▸ Data for this exercise:
▼▼▼

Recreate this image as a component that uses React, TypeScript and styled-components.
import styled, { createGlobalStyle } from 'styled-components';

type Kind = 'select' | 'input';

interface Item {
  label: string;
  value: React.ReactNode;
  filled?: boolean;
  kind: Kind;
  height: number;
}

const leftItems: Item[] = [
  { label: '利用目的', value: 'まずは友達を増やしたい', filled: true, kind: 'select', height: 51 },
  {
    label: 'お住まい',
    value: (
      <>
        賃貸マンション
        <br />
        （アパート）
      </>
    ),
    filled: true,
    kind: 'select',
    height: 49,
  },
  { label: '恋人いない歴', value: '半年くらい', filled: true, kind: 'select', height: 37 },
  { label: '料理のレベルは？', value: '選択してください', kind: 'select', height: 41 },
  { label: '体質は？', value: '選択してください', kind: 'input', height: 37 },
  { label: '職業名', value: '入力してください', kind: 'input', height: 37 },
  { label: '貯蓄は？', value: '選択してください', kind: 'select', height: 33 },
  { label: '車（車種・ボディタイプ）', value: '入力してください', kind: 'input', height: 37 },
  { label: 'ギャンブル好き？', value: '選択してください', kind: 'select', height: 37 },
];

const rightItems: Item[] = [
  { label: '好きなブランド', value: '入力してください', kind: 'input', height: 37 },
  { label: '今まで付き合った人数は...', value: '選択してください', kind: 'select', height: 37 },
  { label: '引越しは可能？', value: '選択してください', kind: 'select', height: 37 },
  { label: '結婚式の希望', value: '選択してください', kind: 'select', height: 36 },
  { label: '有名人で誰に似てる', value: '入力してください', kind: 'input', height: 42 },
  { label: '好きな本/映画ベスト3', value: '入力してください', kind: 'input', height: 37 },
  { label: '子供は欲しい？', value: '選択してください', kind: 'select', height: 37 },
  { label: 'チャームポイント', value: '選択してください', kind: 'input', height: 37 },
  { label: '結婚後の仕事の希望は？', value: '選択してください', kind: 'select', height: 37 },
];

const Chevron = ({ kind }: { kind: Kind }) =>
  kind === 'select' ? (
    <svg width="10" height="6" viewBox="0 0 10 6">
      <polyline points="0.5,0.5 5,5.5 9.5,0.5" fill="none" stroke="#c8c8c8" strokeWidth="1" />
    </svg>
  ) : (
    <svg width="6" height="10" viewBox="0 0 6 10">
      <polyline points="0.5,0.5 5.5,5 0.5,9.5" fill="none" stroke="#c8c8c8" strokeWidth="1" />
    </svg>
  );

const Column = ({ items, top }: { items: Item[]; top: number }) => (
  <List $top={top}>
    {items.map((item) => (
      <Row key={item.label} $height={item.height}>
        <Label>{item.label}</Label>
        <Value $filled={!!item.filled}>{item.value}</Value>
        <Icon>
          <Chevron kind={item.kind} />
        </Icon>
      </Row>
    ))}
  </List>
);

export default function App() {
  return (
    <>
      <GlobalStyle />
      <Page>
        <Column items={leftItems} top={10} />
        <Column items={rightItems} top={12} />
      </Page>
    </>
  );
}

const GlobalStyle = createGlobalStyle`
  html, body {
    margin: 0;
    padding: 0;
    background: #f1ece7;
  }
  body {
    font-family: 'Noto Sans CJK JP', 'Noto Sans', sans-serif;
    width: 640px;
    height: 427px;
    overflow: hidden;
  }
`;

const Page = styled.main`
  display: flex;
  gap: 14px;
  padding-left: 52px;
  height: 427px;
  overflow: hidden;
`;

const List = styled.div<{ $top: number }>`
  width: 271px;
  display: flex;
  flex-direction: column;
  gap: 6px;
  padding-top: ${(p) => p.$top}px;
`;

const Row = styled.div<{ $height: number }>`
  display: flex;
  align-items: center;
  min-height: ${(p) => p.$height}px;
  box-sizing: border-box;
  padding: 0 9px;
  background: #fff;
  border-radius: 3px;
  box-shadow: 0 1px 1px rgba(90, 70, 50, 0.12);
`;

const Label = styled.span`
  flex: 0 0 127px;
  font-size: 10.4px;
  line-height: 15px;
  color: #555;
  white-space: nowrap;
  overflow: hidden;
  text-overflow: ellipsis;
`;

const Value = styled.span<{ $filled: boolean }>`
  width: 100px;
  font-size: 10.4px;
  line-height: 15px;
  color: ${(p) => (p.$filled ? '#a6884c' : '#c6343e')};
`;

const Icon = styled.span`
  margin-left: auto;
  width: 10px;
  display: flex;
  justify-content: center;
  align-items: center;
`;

▲▲▲
▼▼▼

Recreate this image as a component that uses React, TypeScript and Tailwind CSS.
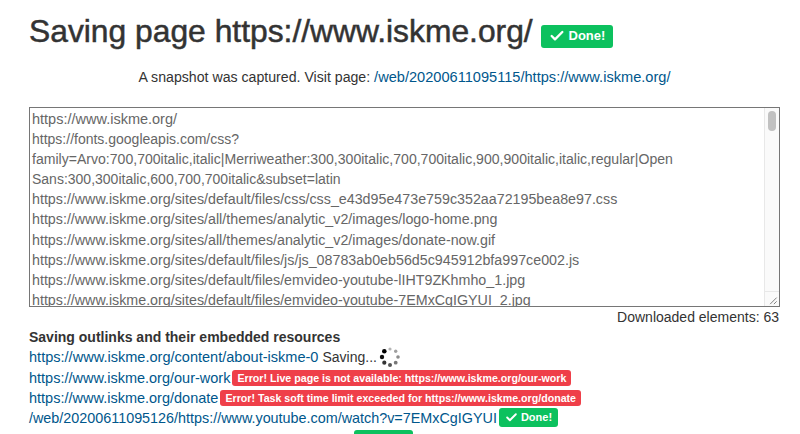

▲▲▲

▸ What is expected: Above are the records. Copy every line in them holding "components".

▸ Output:
Recreate this image as a component that uses React, TypeScript and styled-components.
import styled, { createGlobalStyle } from 'styled-components';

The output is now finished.